Entries with page source code:
--------------------

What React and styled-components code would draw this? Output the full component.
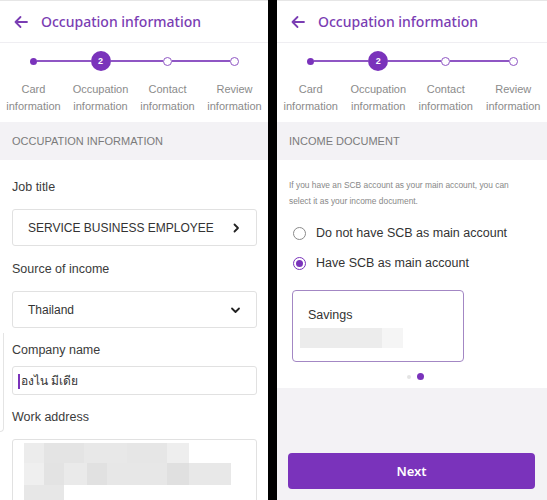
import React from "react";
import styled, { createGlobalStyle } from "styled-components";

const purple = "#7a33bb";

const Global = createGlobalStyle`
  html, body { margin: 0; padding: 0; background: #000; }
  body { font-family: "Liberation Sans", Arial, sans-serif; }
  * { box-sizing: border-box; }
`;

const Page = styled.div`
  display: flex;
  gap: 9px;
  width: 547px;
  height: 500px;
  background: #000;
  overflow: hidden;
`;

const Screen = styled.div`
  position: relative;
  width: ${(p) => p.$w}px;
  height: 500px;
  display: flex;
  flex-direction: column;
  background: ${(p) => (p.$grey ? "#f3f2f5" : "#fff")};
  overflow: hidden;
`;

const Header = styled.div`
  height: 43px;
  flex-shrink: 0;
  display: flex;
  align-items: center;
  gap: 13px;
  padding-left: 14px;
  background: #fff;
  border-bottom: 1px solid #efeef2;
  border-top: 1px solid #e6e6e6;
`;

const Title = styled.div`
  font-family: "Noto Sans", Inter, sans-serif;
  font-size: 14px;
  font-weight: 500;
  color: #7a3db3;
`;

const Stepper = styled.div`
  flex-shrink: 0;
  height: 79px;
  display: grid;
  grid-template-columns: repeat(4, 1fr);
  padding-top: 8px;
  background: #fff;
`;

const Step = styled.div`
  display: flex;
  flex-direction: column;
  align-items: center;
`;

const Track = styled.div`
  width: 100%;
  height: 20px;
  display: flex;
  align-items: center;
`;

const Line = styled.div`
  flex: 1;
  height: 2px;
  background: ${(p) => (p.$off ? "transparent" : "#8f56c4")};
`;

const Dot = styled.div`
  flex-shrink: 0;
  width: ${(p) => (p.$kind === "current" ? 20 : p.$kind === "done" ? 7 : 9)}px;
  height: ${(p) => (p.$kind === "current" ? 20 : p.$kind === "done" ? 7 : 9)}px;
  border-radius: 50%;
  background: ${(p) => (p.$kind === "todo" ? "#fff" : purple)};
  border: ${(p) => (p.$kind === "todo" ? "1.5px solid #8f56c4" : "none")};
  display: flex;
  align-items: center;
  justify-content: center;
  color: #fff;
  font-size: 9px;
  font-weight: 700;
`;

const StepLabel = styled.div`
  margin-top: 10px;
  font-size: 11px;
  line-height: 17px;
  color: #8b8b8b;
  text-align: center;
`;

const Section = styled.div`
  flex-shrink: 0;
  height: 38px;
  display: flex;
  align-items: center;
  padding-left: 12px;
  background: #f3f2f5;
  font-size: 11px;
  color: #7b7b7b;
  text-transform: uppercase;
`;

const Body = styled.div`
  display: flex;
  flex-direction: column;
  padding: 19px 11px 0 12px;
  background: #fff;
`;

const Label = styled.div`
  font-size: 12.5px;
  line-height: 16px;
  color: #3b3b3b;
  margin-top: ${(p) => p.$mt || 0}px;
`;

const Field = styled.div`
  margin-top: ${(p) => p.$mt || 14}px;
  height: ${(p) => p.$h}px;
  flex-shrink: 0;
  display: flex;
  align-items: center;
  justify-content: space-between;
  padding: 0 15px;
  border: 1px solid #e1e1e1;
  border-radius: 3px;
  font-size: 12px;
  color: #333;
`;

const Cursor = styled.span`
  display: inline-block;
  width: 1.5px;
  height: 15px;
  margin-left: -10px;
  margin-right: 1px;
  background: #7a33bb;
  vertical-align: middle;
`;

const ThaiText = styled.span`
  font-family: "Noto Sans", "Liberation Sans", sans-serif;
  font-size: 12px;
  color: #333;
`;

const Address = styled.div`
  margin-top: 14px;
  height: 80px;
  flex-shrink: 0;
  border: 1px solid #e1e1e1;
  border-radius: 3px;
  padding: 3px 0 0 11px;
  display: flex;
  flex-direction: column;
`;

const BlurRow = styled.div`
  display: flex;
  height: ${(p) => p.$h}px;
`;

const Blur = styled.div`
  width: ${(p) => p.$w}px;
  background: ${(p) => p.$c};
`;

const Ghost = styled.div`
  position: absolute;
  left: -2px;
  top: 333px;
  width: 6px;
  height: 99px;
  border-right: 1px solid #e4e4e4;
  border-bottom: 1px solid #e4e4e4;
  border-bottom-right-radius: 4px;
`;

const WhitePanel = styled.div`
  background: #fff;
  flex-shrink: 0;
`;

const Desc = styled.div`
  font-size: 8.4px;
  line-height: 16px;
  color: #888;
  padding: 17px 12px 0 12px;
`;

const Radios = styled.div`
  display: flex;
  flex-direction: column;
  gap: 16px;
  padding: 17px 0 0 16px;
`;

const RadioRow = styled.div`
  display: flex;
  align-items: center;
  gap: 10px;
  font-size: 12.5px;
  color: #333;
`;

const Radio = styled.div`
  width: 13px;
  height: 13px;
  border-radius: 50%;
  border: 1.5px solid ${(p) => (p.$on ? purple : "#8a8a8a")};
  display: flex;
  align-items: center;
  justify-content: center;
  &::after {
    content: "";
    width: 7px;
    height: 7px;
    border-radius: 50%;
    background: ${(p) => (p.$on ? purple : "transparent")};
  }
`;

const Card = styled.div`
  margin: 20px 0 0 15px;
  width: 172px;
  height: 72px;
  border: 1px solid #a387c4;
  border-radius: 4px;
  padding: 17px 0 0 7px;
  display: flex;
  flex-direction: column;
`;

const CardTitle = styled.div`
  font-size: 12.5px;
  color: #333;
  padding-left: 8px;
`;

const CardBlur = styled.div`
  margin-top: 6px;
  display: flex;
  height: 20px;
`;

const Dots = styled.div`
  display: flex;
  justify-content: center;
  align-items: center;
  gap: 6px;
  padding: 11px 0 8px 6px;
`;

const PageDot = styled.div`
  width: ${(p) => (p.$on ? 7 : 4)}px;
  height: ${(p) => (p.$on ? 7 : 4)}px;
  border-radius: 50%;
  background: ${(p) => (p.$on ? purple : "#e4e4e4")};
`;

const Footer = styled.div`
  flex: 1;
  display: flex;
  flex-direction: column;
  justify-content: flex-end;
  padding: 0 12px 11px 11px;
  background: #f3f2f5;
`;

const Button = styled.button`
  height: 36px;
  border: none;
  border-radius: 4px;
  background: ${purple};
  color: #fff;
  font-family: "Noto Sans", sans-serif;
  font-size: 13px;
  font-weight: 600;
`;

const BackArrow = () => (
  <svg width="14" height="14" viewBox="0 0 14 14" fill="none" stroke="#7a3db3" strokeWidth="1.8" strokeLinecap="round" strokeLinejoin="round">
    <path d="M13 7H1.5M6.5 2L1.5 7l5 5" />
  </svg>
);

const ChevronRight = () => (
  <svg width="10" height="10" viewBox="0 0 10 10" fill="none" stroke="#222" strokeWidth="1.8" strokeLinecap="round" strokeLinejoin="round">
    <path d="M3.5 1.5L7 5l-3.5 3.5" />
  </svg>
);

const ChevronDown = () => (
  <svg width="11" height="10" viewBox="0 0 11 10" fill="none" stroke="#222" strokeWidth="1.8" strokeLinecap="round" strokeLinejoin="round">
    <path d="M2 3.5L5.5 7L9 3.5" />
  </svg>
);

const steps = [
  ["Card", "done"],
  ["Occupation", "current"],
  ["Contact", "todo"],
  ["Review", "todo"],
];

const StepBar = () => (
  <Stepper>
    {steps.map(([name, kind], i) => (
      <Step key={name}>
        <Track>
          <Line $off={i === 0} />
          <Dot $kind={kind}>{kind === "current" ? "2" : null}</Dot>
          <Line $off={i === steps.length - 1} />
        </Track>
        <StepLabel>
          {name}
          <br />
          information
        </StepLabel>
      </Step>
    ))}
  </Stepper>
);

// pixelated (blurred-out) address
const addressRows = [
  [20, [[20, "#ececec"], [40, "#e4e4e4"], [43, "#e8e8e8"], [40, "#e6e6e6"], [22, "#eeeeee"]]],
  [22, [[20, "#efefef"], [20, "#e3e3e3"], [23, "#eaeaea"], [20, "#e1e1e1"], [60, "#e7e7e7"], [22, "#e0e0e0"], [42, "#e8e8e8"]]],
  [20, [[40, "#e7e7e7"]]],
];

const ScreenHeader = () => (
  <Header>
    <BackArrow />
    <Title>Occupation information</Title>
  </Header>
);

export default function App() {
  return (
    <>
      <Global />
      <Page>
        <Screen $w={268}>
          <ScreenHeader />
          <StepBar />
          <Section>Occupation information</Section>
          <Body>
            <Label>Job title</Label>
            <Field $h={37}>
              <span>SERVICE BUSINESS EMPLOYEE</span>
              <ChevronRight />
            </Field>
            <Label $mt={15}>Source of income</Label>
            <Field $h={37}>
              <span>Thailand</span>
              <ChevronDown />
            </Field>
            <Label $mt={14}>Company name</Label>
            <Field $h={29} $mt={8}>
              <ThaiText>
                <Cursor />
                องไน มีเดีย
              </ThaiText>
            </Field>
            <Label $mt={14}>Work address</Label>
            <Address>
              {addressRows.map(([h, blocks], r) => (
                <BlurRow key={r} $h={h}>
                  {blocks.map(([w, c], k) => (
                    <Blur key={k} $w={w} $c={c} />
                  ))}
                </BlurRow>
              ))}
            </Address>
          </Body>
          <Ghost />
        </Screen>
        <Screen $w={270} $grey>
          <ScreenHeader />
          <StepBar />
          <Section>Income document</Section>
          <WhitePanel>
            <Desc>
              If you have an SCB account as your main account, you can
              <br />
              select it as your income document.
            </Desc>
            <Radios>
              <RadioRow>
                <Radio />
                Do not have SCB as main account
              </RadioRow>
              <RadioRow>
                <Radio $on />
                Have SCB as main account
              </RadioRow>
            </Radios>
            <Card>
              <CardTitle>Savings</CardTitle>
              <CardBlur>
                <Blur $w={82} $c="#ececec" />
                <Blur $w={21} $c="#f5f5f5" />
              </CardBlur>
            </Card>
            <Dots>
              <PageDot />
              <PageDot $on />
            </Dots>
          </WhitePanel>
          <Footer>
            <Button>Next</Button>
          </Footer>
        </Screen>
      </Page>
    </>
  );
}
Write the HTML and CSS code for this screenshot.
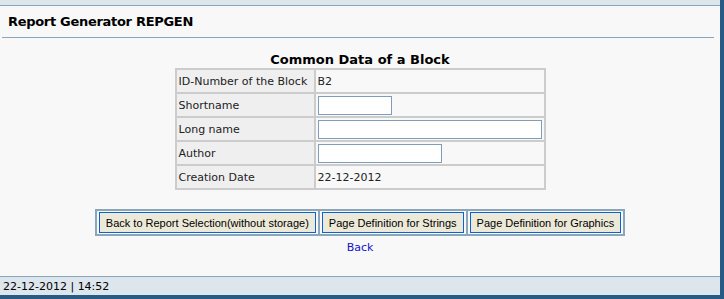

--------------------

What you need to do = From the entries above, extract every line where the word "components" appears.

The reply =
What React and styled-components code would draw this? Output the full component.
import styled, { createGlobalStyle } from "styled-components";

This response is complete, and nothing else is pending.